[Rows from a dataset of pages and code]
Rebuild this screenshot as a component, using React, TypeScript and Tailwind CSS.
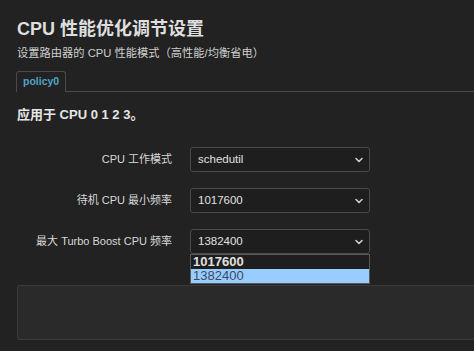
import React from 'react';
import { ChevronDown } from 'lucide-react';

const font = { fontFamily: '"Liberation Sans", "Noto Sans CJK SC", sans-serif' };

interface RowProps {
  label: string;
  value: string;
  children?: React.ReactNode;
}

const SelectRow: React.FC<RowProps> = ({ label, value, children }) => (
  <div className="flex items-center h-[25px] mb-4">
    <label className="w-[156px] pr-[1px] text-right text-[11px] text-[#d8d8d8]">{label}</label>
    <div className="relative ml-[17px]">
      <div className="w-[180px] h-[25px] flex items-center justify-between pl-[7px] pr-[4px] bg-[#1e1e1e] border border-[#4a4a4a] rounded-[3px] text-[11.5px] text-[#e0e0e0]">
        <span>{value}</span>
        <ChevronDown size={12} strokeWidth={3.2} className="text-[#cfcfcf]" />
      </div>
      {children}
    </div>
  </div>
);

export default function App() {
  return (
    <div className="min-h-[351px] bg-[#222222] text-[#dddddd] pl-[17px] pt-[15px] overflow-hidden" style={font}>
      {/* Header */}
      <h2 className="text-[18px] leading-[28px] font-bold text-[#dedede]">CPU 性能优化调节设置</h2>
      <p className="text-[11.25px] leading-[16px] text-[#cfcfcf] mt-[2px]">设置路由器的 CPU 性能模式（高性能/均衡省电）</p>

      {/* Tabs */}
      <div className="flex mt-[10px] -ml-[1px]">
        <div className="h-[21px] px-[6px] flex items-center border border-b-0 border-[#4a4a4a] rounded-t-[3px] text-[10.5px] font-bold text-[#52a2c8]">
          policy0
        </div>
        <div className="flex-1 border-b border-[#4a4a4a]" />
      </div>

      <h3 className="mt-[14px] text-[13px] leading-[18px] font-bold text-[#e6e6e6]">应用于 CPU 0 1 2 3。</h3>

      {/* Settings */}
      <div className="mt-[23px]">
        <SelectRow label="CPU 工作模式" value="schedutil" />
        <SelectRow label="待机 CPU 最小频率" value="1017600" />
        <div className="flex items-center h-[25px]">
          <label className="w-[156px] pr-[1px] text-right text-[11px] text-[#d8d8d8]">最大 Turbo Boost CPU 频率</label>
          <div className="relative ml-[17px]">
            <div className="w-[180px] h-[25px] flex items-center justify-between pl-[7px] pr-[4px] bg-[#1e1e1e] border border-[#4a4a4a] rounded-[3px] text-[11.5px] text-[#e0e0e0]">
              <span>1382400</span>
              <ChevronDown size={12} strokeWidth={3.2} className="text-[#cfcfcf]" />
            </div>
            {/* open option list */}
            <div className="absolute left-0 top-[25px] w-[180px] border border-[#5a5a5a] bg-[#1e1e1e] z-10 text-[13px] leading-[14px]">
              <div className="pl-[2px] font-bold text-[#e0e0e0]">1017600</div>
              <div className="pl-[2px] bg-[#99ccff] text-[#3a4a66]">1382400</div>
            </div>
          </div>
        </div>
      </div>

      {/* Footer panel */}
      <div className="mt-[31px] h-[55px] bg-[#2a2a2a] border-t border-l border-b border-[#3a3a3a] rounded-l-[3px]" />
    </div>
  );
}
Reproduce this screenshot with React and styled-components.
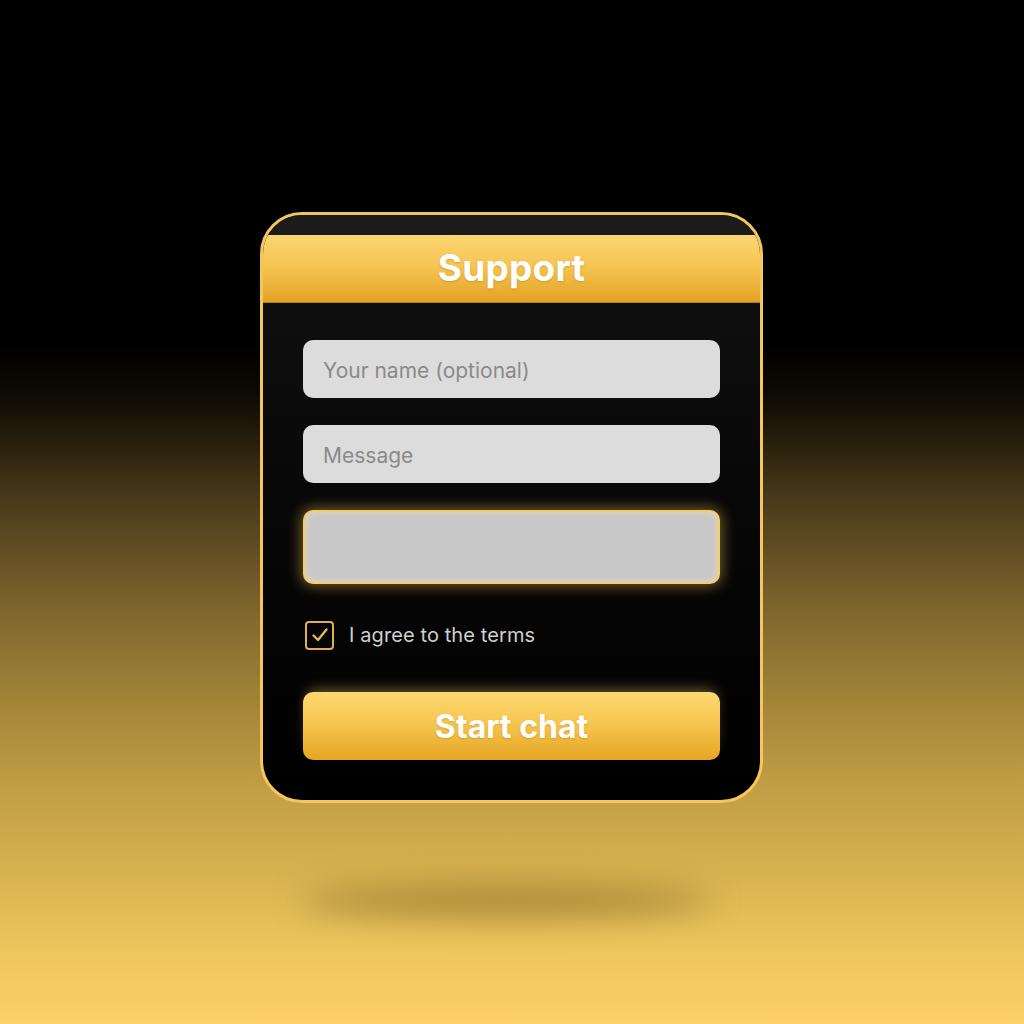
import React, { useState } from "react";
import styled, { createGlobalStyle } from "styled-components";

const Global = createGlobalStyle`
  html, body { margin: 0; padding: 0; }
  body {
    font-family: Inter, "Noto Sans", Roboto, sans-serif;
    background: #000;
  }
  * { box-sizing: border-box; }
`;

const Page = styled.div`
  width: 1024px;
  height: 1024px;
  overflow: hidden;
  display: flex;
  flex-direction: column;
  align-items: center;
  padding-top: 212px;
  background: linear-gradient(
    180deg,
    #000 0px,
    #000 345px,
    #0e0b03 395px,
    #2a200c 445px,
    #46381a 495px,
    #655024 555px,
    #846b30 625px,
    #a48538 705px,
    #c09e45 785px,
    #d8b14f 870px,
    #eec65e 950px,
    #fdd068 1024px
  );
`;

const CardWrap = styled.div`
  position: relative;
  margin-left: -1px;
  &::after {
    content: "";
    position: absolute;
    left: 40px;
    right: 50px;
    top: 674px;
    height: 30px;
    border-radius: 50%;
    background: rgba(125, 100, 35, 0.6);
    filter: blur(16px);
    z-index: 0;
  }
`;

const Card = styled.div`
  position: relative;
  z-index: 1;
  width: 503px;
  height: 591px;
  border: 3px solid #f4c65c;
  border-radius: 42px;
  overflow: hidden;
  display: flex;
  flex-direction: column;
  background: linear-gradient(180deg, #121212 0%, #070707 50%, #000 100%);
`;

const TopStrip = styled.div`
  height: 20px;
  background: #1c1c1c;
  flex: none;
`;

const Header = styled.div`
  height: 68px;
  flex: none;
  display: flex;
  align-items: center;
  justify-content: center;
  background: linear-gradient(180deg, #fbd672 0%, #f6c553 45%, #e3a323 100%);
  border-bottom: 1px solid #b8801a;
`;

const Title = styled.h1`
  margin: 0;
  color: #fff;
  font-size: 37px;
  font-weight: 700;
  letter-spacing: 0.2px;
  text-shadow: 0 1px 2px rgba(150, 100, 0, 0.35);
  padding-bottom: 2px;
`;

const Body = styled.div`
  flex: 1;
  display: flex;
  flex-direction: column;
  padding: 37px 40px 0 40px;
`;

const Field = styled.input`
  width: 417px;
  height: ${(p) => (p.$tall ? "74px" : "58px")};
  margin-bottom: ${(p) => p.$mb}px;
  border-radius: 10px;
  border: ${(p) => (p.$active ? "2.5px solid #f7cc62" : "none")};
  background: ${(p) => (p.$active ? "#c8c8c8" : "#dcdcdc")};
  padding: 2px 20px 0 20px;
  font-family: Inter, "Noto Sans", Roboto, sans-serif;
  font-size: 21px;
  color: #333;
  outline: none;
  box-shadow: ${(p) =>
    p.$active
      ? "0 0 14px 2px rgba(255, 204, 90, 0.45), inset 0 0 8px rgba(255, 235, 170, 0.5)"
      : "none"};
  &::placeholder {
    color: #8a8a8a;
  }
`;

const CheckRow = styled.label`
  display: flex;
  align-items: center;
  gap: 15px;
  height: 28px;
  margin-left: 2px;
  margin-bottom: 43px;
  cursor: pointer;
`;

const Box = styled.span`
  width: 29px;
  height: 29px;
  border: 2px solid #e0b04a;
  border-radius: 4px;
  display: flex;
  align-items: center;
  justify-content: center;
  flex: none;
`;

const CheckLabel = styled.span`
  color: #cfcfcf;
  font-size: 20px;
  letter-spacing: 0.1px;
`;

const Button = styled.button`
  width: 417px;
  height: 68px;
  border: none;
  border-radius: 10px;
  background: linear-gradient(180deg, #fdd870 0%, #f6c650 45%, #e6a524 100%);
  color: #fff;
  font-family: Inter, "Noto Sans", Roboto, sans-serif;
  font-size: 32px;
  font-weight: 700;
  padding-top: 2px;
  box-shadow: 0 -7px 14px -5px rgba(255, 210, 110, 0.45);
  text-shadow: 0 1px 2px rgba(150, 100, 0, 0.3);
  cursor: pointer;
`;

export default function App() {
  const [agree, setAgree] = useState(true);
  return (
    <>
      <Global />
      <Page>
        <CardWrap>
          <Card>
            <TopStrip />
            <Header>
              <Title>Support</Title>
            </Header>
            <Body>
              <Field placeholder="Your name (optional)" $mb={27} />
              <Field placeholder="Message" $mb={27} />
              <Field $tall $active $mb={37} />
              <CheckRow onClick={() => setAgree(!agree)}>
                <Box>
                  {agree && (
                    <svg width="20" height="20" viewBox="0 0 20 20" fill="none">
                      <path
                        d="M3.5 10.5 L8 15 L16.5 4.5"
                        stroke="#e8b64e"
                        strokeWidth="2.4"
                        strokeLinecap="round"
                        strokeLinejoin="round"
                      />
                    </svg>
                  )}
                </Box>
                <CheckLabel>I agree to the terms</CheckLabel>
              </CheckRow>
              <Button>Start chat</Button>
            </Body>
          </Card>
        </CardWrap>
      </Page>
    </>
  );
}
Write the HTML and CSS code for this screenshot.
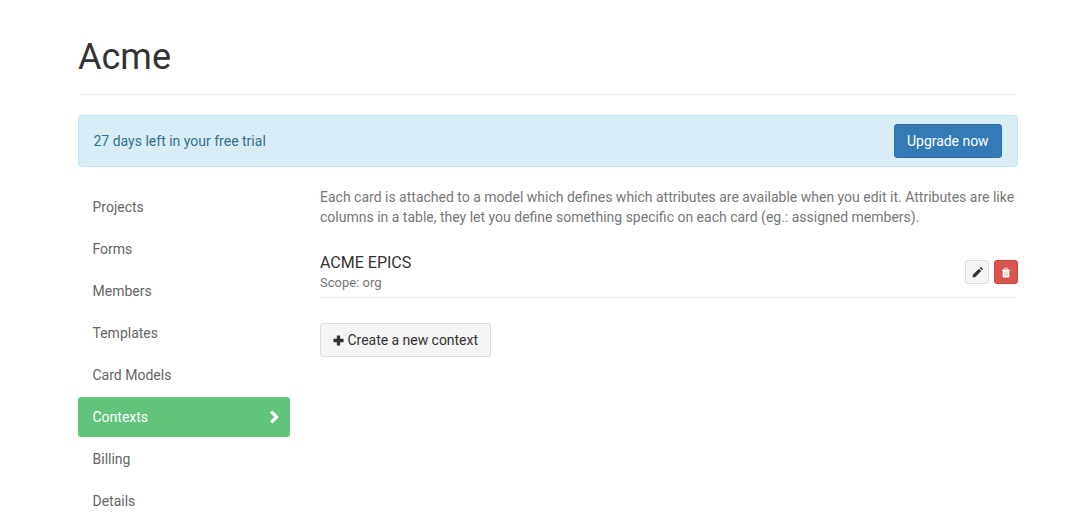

| Your goal |
Look through the records and count each line that holds "screenshot". Write only the total.

| Solution for this problem |
3